ADVERTISEMENT

Limitations for Compositional Modeling in Vaca Muerta Numerical Simulation

You have access to this full article to experience the outstanding content available to SPE members and JPT subscribers.

To ensure continued access to JPT's content, please Sign In, JOIN SPE, or Subscribe to JPT

Vaca Muerta formation fluids run from medium black oils to very dry gas, according to source-rock maturity. High-shrinkage volatile oil and very rich gas condensate are found and compositional variation is areally continuous. Despite this huge difference in fluid nature, where saturation pressures are present, more than 200 kg/cm2 undersaturation is reported. Because of the complex dependence of fluid behavior with composition for near-critical gas condensate and volatile oil, the use of compositional modeling is mandatory. Cubic equations of state (CEOS) are the only types implemented until now in commercially available compositional numerical simulators. In this paper, the authors show the limitation of CEOS for modeling reservoir behavior of liquid-phase black and volatile oil in highly undersaturated reservoirs.

Introduction

The Vaca Muerta shale, located in the Neuquén Basin, Argentina, ranks among the top shale oil and gas resources in the world. It is characterized by its areal extent, high gross thickness, and high organic content. The first well was drilled and completed in 2010 and despite more than 650 wells to date, Vaca Muerta shale history is relatively recent compared with other known shale plays.

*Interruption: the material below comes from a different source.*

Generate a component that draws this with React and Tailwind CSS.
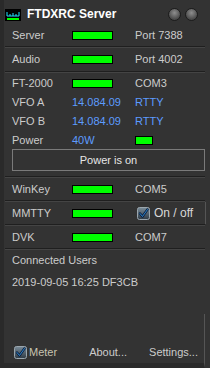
import React from "react";

const Bar = () => (
  <div className="w-[41px] h-[9px] bg-[#00ff00] border border-black" />
);

const Sep = () => (
  <div className="h-[2px] ml-[1px] mr-[5px] border-t border-[#1f1f1f] border-b border-b-[#444444]" />
);

const Check = () => (
  <svg width="13" height="13" viewBox="0 0 13 13">
    <defs>
      <linearGradient id="cb" x1="0" y1="0" x2="0" y2="1">
        <stop offset="0" stopColor="#7a8c99" />
        <stop offset="1" stopColor="#2e3a44" />
      </linearGradient>
    </defs>
    <rect x="0.5" y="0.5" width="12" height="12" rx="2" fill="url(#cb)" stroke="#9aa6ae" />
    <path d="M3 6.5 L5.5 9.5 L10.5 2.5" fill="none" stroke="#0a1e40" strokeWidth="2.4" strokeLinecap="round" strokeLinejoin="round" />
    <path d="M3 6.5 L5.5 9.5 L10.5 2.5" fill="none" stroke="#3aa0e8" strokeWidth="0.8" strokeLinecap="round" strokeLinejoin="round" />
  </svg>
);

const Row = ({ h, label, mid, right, blue }) => (
  <div className={`flex items-center ${h}`}>
    <div className="w-[68px] pl-[8px]">{label}</div>
    <div className="w-[63px]">{mid}</div>
    <div className={blue ? "text-[#5d9cff]" : ""}>{right}</div>
  </div>
);

const Knob = () => (
  <div className="w-[13px] h-[13px] rounded-full border border-[#1c1c1c] bg-[radial-gradient(circle_at_50%_35%,#8e8e8e,#4a4a4a_70%)]" />
);

export default function App() {
  return (
    <div
      className="w-[210px] h-[368px] bg-[#333333] flex flex-col text-[11px] text-[#cccccc] leading-none overflow-hidden border-l-[4px] border-[#2a2a2a]"
      style={{ fontFamily: '"Liberation Sans", Arial, sans-serif' }}
    >
      <div className="h-[24px] flex items-center pl-[1px] pr-[12px]">
        <svg width="16" height="12" viewBox="0 0 16 12" className="mr-[6px] mt-[5px]">
          <rect width="16" height="12" fill="#000" />
          <path d="M2 3 V7 H14 V3 M5 5 V7 M8 4 V7 M11 5 V7" fill="none" stroke="#20e0ff" strokeWidth="1" />
          <rect x="2" y="9" width="12" height="2" fill="#00ff00" />
        </svg>
        <div className="font-bold text-white text-[12px] mt-[4px]">FTDXRC Server</div>
        <div className="ml-auto flex gap-[4px] mt-[5px]">
          <Knob />
          <Knob />
        </div>
      </div>
      <Row h="h-[22px]" label="Server" mid={<Bar />} right="Port 7388" />
      <Sep />
      <Row h="h-[23px]" label="Audio" mid={<Bar />} right="Port 4002" />
      <Sep />
      <Row h="h-[20px]" label="FT-2000" mid={<Bar />} right="COM3" />
      <Row h="h-[19px]" label="VFO A" mid={<span className="text-[#5d9cff]">14.084.09</span>} right="RTTY" blue />
      <Row h="h-[19px]" label="VFO B" mid={<span className="text-[#5d9cff]">14.084.09</span>} right="RTTY" blue />
      <Row h="h-[18px]" label="Power" mid={<span className="text-[#5d9cff]">40W</span>} right={<div className="w-[18px] h-[9px] bg-[#00ff00] border border-black" />} />
      <div className="h-[22px] ml-[8px] mr-[5px] border border-[#7a7a7a] flex items-center justify-center text-[#e6e6e6]">
        Power is on
      </div>
      <div className="h-[5px]" />
      <Sep />
      <Row h="h-[22px]" label="WinKey" mid={<Bar />} right="COM5" />
      <Sep />
      <div className="flex items-center h-[22px] mr-[4px]">
        <div className="w-[68px] pl-[8px]">MMTTY</div>
        <div className="w-[65px]"><Bar /></div>
        <div className="flex items-center gap-[4px] flex-1 self-stretch border-r border-[#555555]">
          <Check />
          <span className="text-[#d8d8d8] text-[12px]">On / off</span>
        </div>
      </div>
      <Sep />
      <Row h="h-[22px]" label="DVK" mid={<Bar />} right="COM7" />
      <Sep />
      <div className="h-[20px] flex items-center pl-[8px]">Connected Users</div>
      <div className="h-[24px] flex items-center pl-[8px]">2019-09-05 16:25 DF3CB</div>
      <div className="flex-1 flex flex-col justify-end mt-[20px] mr-[5px] border-r border-[#555555] border-b-[5px] border-b-[#2a2a2a]">
        <div className="flex items-center h-[20px] mb-[1px]">
          <div className="pl-[10px] flex items-center gap-[2px]">
            <Check />
            <span className="text-[#c8c4b0]">Meter</span>
          </div>
          <span className="ml-[32px]">About...</span>
          <span className="ml-[22px]">Settings...</span>
        </div>
      </div>
    </div>
  );
}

Source-rock thermal maturity seems to be the main driver for fluid distribution, running from dry gas in very mature zones, progressing through gas condensate and volatile oil, to black oils of less than 100 m3/m3 gas/oil ratio (GOR) in immature zones.

Production forecasts on new wells are based primarily on the history of geographically close wells, but forecasts for new zones involve numerical simulation of regionally distributed properties, including reservoir-fluid characteristics. The original aim of the work described in this paper was the equation of state (EOS) description of the pressure/volume/temperature (PVT) properties of ­fluids in known zones, to use in extrapolation to those zones where information is sparse. The models and work flows described in papers SPE 177058 and URTeC 2436107 were the starting point for this paper; in those earlier works, the authors aimed to extend the work flow into more complex fluids.

An extensive EOS fitting program was launched. Surface and subsurface samples were taken for fluid characterization and PVT tests were performed for each. All presented, at least, 200 kg/cm2 of undersaturation (Fig. 1).

Fig. 1—Reservoir and saturation pressures for Vaca Muerta.

Equations of State

For decades, the PVT properties of reservoir fluids have been determined in specialized laboratories in which various tests to accurately assess thermodynamic behavior are carried out at initial conditions and through the fluid’s evolution as the reservoir is exploited. Alternatively, relatively simple correlations aim to obtain quick, reliable values of the PVT properties from certain easily measurable parameters. In general, these correlations have been obtained from experimental data collected by the authors, and in many cases, the range of validity of these correlations is limited severely by the data bank.

In the 1970s, the possibility of using EOS (complex analytical expressions between PVT and composition) to reproduce the thermodynamic behavior of a mixture of hydrocarbons began to be analyzed with growing interest.

Unlike correlations, use of EOS provides a rigorous theoretical base and a wide range of application, although originally, poor adjustments in the liquid densities were often the result. Next, various modifications, including CEOS, were proposed. Using EOS in technical software, it is possible to simulate the thermodynamic behavior of hydrocarbon mixtures. The thermodynamic simulation is carried out in two clearly differentiated stages: a regression or adjustment stage, and a prediction stage.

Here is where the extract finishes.